As this presentation from lawyers at international law firm Clifford Chance illustrates, setting up an intermediate Dutch company that appears to own a Brazilian business gives big tax advantages.  For example, Dutch companies do not have to pay local taxes on dividends earned from a Brazilian investment.

This structure is known as the “Dutch sandwich” in accounting circles. The name describes how a Netherlands company (think of it as a slice of Edam) is inserted between the real source of investment and the real investment destination (they are the bread).

The absence of other havens on the list of Brazilian investors shows that its rich individuals are more wary of using fake FDI structures than Chinese, Indian or Russian nationals.
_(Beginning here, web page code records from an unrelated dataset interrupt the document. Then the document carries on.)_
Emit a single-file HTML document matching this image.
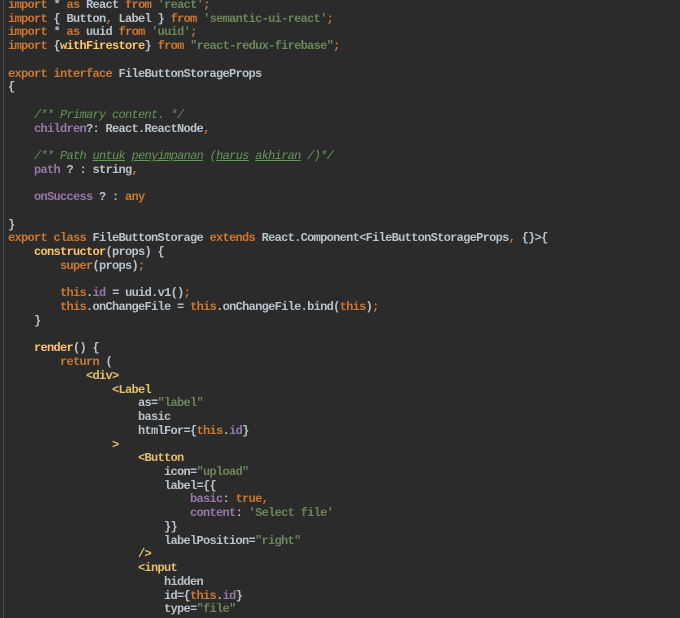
<!DOCTYPE html>
<html><head><style>
html,body{margin:0;padding:0;background:#2b2b2b;width:680px;height:618px;overflow:hidden}
.g{position:absolute;left:3px;top:0;width:1px;height:618px;background:#4a4a4a}
pre{position:absolute;left:8px;top:-1px;margin:0;font-family:"Liberation Mono",monospace;font-size:12px;letter-spacing:-0.7px;line-height:13.727px;color:#b9c3cc;font-weight:bold}
.k{color:#cc7832}.s{color:#6a8759}.p{color:#9876aa}.f{color:#ffc66d}.t{color:#e8bf6a}.c{color:#629755;font-style:italic;font-weight:normal}.u{text-decoration:underline}
</style></head><body><div class="g"></div><pre><span class="k">import</span> * <span class="k">as</span> React <span class="k">from</span> <span class="s">'react'</span><span class="k">;</span>
<span class="k">import</span> { Button<span class="k">,</span> Label } <span class="k">from</span> <span class="s">'semantic-ui-react'</span><span class="k">;</span>
<span class="k">import</span> * <span class="k">as</span> uuid <span class="k">from</span> <span class="s">'uuid'</span><span class="k">;</span>
<span class="k">import</span> {<span class="f">withFirestore</span>} <span class="k">from</span> <span class="s">"react-redux-firebase"</span><span class="k">;</span>

<span class="k">export interface</span> FileButtonStorageProps
{

    <span class="c">/** Primary content. */</span>
    <span class="p">children</span>?: React.ReactNode<span class="k">,</span>

    <span class="c">/** Path <span class="u">untuk</span> <span class="u">penyimpanan</span> (<span class="u">harus</span> <span class="u">akhiran</span> /)*/</span>
    <span class="p">path</span> ? : string<span class="k">,</span>

    <span class="p">onSuccess</span> ? : <span class="k">any</span>

}
<span class="k">export class</span> FileButtonStorage <span class="k">extends</span> React.Component&lt;FileButtonStorageProps<span class="k">,</span> {}&gt;{
    <span class="f">constructor</span>(props) {
        <span class="k">super</span>(props)<span class="k">;</span>

        <span class="k">this</span>.<span class="p">id</span> = uuid.v1()<span class="k">;</span>
        <span class="k">this</span>.onChangeFile = <span class="k">this</span>.onChangeFile.bind(<span class="k">this</span>)<span class="k">;</span>
    }

    <span class="f">render</span>() {
        <span class="k">return</span> (
            <span class="t">&lt;div&gt;</span>
                <span class="t">&lt;Label</span>
                    as=<span class="s">"label"</span>
                    basic
                    htmlFor={<span class="k">this</span>.<span class="p">id</span>}
                <span class="t">&gt;</span>
                    <span class="t">&lt;Button</span>
                        icon=<span class="s">"upload"</span>
                        label={{
                            <span class="p">basic</span>: <span class="k">true,</span>
                            <span class="p">content</span>: <span class="s">'Select file'</span>
                        }}
                        labelPosition=<span class="s">"right"</span>
                    <span class="t">/&gt;</span>
                    <span class="t">&lt;input</span>
                        hidden
                        id={<span class="k">this</span>.<span class="p">id</span>}
                        type=<span class="s">"file"</span>
</pre></body></html>
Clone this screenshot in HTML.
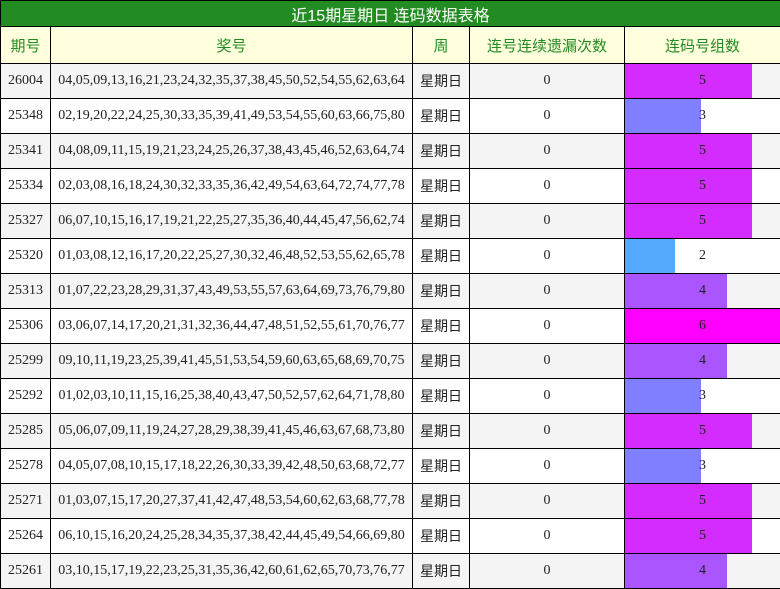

When it comes to policing tax evasion by individuals, Brazil is a world leader.  And when it comes to fighting tax leakage, Brazil is probably the best of the BRICs.

Tax evasion and corruption cost developing countries an estimated $6 trillion in the decade to 2012. Don’t expect this to be high on the BRIC leaders’ agenda as they focus on their economic achievements. But they should spare a moment to talk about the shenanigans their taxmen are failing to catch.